All along the west side spectators took to the shoreline, piers and ferries struggling to catch a glimpse of Curtiss as he ventured south, circled the Statue of Liberty, then landed on Governor’s Island at almost exactly the stroke of noon. Total flying time: Two hours and fifty-one minutes. Average speed: Fifty-two miles per hour.
While he would become an international hero, opening the door for commercial flight, air-mail and a host of other modern applications, Curtiss provided a sober insight into the future of aviation. He told reporters that during his flight two thoughts had occupied his mind. One was the need for landing fields and the second was the airplane’s potential as a weapon of war.
“All the great battles of the future will be fought in the air,” Curtiss stated. “I have demonstrated that it is easy to fly over cities and fortifications. It would be perfectly practical to drop enough dynamite or picric acid down on West Point or a city like New York and destroy it utterly.”
At a later award ceremony, presenter/publisher Charles Mann said, “Three names will always be associated with the history of the river—that of Hudson, the explorer; that of Robert Fulton, the introducer of river navigation; and that of Glenn H. Curtiss, the birdman.”
Curtiss died in Buffalo, New York in 1930 following complications from an appendectomy.
His company, the Curtiss Aeroplane and Motor Company, later merged with that of the Wright brothers to become the Cyrtiss-Wright Corporation.

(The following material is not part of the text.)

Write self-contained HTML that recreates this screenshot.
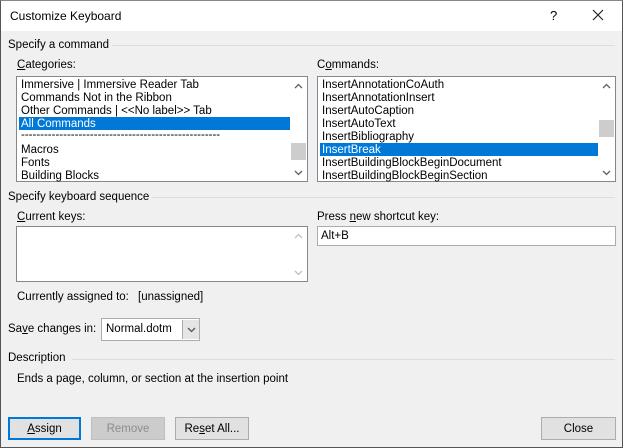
<!DOCTYPE html>
<html><head><style>
*{margin:0;padding:0;box-sizing:border-box}
body{width:623px;height:448px;overflow:hidden;background:#f0f0f0;font-family:"Liberation Sans",sans-serif;font-size:11.5px;color:#000;position:relative}
.a{position:absolute;white-space:nowrap}
.frame{position:absolute;left:0;top:0;width:623px;height:448px;border:1px solid #555;border-top-color:#888}
.title{position:absolute;left:1px;top:1px;width:621px;height:30px;background:#fff}
.lb{position:absolute;background:#fff;border:1px solid #828790}
.row{position:absolute;left:2px;height:13px;line-height:14px;padding-left:2px}
.sel{background:#0078d7;color:#fff}
.sb{position:absolute;right:0;top:0;bottom:0;width:17px;background:#fff}
.thumb{position:absolute;left:1px;width:15px;background:#cdcdcd}
.sb svg{position:absolute;left:4px}
.hr{position:absolute;height:1px;background:#dcdcdc}
.btn{position:absolute;top:417px;height:23px;border:1px solid #adadad;background:#e1e1e1;text-align:center;line-height:22px}
u{text-decoration:underline}
</style></head><body>
<div class="title"></div>
<div class="a" style="left:10px;top:9px;font-size:12px">Customize Keyboard</div>
<div class="a" style="left:550px;top:8px;font-size:13px">?</div>
<svg class="a" style="left:592px;top:9px" width="12" height="12"><path d="M1 1L11 11M11 1L1 11" stroke="#222" stroke-width="1.2"/></svg>

<div class="a" style="left:8px;top:39px">Specify a command</div>
<div class="hr" style="left:112px;top:45px;width:503px"></div>
<div class="a" style="left:17px;top:59px"><u>C</u>ategories:</div>
<div class="a" style="left:317px;top:59px">C<u>o</u>mmands:</div>

<div class="lb" style="left:16px;top:76px;width:292px;height:106px">
<div class="row" style="top:1px">Immersive | Immersive Reader Tab</div>
<div class="row" style="top:14px">Commands Not in the Ribbon</div>
<div class="row" style="top:27px">Other Commands | &lt;&lt;No label&gt;&gt; Tab</div>
<div class="row sel" style="top:40px;width:271px">All Commands</div>
<div class="row" style="top:51px">----------------------------------------------------</div>
<div class="row" style="top:66px">Macros</div>
<div class="row" style="top:79px">Fonts</div>
<div class="row" style="top:92px">Building Blocks</div>
<div class="sb"><svg style="top:6px" width="9" height="6"><path d="M1 5L4.5 1.5L8 5" fill="none" stroke="#606060" stroke-width="1.3"/></svg><div class="thumb" style="top:66px;height:17px"></div><svg style="top:93px" width="9" height="6"><path d="M1 1L4.5 4.5L8 1" fill="none" stroke="#606060" stroke-width="1.3"/></svg></div>
</div>

<div class="lb" style="left:317px;top:76px;width:299px;height:106px">
<div class="row" style="top:1px">InsertAnnotationCoAuth</div>
<div class="row" style="top:14px">InsertAnnotationInsert</div>
<div class="row" style="top:27px">InsertAutoCaption</div>
<div class="row" style="top:40px">InsertAutoText</div>
<div class="row" style="top:53px">InsertBibliography</div>
<div class="row sel" style="top:66px;width:278px">InsertBreak</div>
<div class="row" style="top:79px">InsertBuildingBlockBeginDocument</div>
<div class="row" style="top:92px">InsertBuildingBlockBeginSection</div>
<div class="sb"><svg style="top:6px" width="9" height="6"><path d="M1 5L4.5 1.5L8 5" fill="none" stroke="#606060" stroke-width="1.3"/></svg><div class="thumb" style="top:43px;height:17px"></div><svg style="top:93px" width="9" height="6"><path d="M1 1L4.5 4.5L8 1" fill="none" stroke="#606060" stroke-width="1.3"/></svg></div>
</div>

<div class="a" style="left:8px;top:191px">Specify keyboard sequence</div>
<div class="hr" style="left:152px;top:197px;width:463px"></div>
<div class="a" style="left:17px;top:211px"><u>C</u>urrent keys:</div>
<div class="lb" style="left:16px;top:226px;width:292px;height:56px">
<div class="sb"><svg style="top:6px" width="9" height="6"><path d="M1 5L4.5 1.5L8 5" fill="none" stroke="#c0c0c0" stroke-width="1.3"/></svg><svg style="top:43px" width="9" height="6"><path d="M1 1L4.5 4.5L8 1" fill="none" stroke="#c0c0c0" stroke-width="1.3"/></svg></div></div>
<div class="a" style="left:317px;top:211px">Press <u>n</u>ew shortcut key:</div>
<div class="lb" style="left:317px;top:226px;width:299px;height:20px;border-color:#acacac"><div class="a" style="left:3px;top:3px">Alt+B</div></div>

<div class="a" style="left:17px;top:291px">Currently assigned to:</div>
<div class="a" style="left:138px;top:291px">[unassigned]</div>

<div class="a" style="left:8px;top:323px">Sa<u>v</u>e changes in:</div>
<div class="lb" style="left:101px;top:318px;width:99px;height:23px;border-color:#acacac"><div class="a" style="left:4px;top:4px">Normal.dotm</div>
<div class="a" style="left:80px;top:1px;width:17px;height:19px;background:#e5e5e5;border-left:1px solid #acacac"><svg style="position:absolute;left:4px;top:7px" width="9" height="6"><path d="M1 1L4.5 4.5L8 1" fill="none" stroke="#555" stroke-width="1.3"/></svg></div></div>

<div class="a" style="left:8px;top:352px">Description</div>
<div class="hr" style="left:72px;top:359px;width:543px"></div>
<div class="a" style="left:17px;top:373px">Ends a page, column, or section at the insertion point</div>

<div class="btn" style="left:8px;width:73px;border:2px solid #0078d7;line-height:20px"><u>A</u>ssign</div>
<div class="btn" style="left:91px;width:74px;color:#8d8d8d;border-color:#bfbfbf;background:#ccc">Remove</div>
<div class="btn" style="left:175px;width:74px">Re<u>s</u>et All...</div>
<div class="btn" style="left:541px;width:75px">Close</div>
<div class="frame"></div>
</body></html>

The company exists to this very day.
As for the $10,000 check… Curtiss gave it to his wife who told reporters she’d likely spend the money on an automobile.
Back in Inwood, Flora and Julia Isham wound up preserving a piece of aviation history, though likely not for that reason. In 1912 the Isham women donated their land, the site of Curtiss’ landing, to the City of New York for the creation of Isham Park.